Only a number is required: how many lines of the material contain the word "styles"?

_PROVIDED RECORDS:_
---+---
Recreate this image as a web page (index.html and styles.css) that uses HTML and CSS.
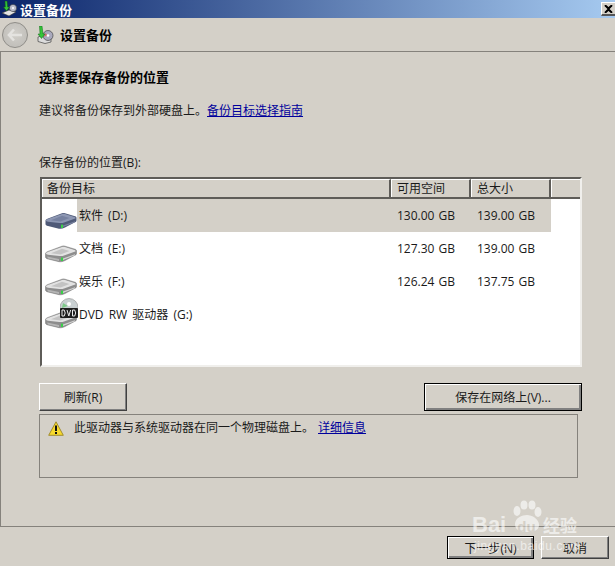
---+---
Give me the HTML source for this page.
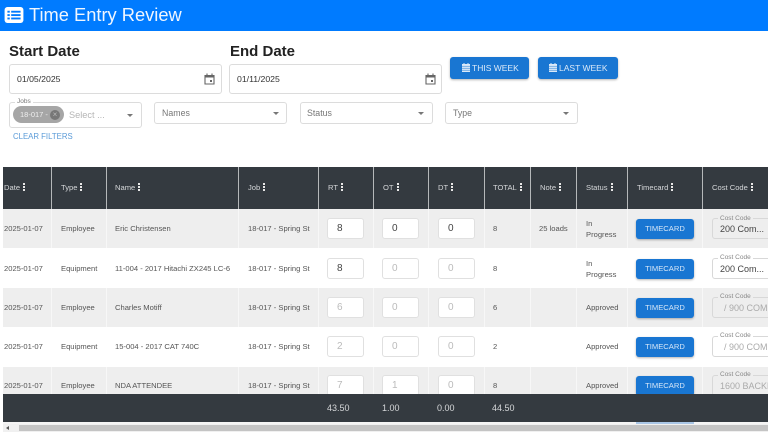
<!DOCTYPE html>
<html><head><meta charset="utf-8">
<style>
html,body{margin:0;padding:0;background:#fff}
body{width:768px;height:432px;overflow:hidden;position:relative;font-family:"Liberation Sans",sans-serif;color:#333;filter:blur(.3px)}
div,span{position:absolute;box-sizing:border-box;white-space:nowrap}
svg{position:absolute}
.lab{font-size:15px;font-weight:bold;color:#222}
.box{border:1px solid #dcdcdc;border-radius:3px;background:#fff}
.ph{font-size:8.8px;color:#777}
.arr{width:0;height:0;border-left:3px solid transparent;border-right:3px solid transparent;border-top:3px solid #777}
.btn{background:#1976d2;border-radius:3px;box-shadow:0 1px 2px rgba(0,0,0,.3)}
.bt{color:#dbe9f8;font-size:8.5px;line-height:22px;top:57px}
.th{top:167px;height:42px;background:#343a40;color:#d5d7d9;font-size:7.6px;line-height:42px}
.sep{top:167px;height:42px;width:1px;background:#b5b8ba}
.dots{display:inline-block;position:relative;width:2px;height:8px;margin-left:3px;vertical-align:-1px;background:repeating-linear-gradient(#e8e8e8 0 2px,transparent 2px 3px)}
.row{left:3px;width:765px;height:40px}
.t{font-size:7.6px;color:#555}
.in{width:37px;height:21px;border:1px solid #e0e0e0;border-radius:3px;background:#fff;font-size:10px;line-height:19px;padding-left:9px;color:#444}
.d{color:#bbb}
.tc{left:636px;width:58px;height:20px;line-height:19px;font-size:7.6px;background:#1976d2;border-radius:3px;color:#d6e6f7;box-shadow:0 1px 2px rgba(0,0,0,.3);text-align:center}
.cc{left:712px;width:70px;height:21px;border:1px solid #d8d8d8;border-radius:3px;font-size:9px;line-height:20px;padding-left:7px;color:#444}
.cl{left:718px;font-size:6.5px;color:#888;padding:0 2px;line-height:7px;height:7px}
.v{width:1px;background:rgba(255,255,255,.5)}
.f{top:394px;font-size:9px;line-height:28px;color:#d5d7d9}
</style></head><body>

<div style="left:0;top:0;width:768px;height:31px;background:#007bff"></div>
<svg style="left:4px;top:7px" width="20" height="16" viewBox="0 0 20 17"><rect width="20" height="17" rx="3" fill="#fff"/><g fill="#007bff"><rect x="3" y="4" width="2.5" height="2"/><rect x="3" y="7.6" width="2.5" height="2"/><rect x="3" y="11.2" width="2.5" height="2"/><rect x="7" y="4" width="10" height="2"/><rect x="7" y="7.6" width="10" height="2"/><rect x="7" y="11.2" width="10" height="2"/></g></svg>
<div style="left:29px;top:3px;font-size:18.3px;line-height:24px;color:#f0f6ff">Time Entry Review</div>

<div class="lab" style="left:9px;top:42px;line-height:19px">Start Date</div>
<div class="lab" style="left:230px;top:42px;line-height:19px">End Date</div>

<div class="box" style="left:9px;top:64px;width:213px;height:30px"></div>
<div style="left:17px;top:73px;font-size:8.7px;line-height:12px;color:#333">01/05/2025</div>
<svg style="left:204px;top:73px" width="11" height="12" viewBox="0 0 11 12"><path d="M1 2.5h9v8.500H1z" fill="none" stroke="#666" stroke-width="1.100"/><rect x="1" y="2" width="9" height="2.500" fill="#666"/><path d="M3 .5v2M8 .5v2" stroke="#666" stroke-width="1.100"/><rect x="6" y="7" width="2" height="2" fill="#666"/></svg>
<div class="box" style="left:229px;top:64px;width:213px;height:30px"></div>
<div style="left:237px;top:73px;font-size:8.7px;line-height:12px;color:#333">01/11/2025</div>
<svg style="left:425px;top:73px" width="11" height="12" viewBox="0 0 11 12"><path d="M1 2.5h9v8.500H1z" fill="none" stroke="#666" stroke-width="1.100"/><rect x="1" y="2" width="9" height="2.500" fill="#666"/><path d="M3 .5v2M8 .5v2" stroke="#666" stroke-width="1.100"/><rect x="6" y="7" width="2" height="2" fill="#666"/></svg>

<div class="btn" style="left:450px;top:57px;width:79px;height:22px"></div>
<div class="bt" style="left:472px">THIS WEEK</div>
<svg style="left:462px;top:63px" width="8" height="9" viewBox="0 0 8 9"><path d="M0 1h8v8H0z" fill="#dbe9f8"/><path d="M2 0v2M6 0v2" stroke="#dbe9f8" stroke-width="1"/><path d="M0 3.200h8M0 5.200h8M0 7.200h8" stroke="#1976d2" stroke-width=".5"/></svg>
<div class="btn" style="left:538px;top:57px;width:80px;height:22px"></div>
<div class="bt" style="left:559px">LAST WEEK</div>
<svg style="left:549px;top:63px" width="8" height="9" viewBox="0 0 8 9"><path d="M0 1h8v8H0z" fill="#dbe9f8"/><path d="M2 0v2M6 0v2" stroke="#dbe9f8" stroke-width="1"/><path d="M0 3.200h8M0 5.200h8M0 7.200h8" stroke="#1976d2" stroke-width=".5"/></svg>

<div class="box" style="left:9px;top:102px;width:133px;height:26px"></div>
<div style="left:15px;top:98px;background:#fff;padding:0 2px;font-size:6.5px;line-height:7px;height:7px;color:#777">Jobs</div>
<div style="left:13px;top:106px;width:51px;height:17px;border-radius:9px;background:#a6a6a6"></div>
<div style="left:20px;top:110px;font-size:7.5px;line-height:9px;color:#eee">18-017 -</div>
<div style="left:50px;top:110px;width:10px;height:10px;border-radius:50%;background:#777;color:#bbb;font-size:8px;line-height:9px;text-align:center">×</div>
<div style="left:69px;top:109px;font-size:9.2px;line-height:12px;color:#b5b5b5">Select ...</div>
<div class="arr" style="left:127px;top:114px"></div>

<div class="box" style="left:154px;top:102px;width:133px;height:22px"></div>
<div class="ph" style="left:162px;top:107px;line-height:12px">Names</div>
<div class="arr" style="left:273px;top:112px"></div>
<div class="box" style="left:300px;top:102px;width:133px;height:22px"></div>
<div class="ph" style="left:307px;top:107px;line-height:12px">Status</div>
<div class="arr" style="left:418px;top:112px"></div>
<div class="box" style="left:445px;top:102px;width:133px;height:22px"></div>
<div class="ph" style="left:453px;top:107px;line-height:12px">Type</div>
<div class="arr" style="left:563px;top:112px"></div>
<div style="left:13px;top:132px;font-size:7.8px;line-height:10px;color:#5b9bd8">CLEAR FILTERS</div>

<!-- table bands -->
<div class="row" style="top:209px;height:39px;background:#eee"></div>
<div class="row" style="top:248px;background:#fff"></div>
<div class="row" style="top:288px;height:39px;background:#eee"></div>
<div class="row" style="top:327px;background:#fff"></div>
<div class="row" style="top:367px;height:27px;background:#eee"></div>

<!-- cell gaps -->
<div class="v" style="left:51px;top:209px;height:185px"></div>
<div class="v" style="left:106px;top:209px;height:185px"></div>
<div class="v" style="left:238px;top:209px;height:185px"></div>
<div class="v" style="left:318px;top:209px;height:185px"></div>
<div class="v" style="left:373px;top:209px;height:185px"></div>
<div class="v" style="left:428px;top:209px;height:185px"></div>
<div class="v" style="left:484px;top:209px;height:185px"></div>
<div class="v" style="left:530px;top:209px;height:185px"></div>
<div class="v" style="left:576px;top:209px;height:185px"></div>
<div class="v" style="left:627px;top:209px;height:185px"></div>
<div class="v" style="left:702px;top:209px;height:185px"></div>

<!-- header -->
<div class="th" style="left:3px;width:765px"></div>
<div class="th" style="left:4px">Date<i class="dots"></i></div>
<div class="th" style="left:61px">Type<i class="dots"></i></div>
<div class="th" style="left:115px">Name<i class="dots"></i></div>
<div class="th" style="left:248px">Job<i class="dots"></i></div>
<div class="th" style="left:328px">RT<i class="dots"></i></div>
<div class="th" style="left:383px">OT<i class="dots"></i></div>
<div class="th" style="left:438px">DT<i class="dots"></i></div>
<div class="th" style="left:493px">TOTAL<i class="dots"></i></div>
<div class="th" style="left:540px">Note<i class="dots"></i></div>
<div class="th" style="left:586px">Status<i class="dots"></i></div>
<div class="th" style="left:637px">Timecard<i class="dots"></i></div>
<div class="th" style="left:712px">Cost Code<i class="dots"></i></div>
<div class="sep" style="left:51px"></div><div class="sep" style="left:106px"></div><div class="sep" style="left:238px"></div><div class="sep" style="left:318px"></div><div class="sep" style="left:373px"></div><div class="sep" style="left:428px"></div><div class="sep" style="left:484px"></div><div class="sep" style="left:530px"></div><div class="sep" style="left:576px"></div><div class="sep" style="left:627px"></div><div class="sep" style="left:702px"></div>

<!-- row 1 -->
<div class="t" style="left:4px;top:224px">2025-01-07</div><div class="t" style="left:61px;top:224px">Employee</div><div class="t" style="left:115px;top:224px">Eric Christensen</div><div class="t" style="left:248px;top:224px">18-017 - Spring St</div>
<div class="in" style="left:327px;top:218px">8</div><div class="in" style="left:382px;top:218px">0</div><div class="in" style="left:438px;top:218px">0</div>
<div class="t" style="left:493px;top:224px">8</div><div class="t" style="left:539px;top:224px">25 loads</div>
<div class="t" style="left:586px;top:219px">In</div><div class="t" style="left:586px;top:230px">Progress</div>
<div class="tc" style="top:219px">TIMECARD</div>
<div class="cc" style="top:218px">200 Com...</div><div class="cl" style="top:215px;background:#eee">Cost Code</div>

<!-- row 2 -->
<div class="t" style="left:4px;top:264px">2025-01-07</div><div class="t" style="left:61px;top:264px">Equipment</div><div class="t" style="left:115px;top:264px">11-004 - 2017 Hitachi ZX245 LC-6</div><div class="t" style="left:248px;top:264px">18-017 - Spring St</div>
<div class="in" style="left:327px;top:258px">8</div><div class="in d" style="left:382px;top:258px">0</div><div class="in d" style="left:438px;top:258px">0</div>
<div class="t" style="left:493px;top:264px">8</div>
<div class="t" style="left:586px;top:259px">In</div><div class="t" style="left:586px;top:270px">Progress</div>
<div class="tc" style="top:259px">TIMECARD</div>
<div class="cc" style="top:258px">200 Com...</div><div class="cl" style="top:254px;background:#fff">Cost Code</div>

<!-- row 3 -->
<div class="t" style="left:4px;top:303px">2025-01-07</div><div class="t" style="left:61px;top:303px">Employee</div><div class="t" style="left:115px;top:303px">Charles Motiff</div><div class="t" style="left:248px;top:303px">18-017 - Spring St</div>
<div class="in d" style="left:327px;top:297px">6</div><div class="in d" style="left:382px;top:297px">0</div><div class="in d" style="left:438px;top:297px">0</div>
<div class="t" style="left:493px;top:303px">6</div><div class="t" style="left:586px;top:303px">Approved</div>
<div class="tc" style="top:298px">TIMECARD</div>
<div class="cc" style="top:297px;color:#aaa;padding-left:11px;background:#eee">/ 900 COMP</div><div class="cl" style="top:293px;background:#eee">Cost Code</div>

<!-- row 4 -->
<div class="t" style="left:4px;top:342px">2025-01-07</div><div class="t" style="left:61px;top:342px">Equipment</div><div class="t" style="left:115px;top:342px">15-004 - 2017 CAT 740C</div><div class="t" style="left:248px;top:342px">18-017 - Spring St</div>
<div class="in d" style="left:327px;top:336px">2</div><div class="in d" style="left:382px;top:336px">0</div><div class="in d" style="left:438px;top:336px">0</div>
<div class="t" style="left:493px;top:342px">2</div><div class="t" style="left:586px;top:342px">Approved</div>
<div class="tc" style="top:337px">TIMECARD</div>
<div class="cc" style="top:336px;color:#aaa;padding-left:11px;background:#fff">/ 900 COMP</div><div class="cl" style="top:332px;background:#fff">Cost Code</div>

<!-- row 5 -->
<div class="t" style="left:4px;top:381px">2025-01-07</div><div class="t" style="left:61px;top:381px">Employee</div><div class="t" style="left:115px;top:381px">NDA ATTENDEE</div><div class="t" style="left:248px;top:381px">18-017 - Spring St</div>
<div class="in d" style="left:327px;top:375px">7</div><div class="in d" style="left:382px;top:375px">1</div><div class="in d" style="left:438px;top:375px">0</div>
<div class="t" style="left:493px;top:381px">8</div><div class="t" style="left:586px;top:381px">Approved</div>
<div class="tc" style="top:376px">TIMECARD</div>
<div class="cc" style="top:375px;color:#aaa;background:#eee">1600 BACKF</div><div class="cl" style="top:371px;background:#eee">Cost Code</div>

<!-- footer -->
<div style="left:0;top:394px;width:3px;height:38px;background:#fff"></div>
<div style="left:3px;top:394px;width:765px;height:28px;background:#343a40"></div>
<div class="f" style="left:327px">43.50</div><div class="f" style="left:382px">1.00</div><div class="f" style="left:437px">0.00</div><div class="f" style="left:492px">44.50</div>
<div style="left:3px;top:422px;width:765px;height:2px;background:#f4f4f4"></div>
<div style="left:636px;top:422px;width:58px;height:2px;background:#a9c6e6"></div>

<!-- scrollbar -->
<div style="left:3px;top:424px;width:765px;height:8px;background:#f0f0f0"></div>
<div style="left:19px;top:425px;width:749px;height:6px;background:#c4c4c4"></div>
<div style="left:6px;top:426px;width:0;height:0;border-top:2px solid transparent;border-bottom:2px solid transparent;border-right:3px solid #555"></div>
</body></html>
---+---
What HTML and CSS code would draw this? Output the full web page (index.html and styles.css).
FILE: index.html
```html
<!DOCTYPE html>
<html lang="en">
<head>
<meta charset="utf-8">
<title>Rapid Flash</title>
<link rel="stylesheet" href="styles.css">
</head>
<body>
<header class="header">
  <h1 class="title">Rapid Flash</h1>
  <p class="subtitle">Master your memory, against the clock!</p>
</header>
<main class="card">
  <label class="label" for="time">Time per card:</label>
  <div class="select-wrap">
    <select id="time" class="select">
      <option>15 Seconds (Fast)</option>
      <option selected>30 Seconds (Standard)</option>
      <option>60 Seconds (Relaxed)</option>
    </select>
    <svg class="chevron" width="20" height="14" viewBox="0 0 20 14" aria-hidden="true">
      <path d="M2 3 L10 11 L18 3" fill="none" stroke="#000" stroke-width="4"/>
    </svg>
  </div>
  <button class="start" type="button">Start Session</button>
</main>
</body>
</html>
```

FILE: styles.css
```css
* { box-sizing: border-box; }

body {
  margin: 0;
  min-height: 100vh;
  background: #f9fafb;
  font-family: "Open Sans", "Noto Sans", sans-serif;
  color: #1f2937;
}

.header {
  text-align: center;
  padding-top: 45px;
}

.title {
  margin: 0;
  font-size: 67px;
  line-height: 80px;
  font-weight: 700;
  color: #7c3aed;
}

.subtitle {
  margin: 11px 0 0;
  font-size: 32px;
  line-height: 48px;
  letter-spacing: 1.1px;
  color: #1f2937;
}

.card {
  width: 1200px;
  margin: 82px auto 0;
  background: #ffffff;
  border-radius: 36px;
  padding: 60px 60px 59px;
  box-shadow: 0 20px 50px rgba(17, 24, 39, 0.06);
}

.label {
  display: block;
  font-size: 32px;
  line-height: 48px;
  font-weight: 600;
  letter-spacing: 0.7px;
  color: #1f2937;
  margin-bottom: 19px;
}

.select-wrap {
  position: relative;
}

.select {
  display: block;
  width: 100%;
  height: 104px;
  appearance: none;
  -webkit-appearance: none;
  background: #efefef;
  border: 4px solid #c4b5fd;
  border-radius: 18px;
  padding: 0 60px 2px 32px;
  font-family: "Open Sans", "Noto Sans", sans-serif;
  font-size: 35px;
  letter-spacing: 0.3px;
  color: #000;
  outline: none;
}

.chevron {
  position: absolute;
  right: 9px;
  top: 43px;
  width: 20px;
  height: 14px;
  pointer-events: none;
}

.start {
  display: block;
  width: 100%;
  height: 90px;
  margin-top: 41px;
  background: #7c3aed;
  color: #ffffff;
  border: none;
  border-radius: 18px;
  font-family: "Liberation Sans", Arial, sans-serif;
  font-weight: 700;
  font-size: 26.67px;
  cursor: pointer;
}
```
---+---
_ANSWER:_
4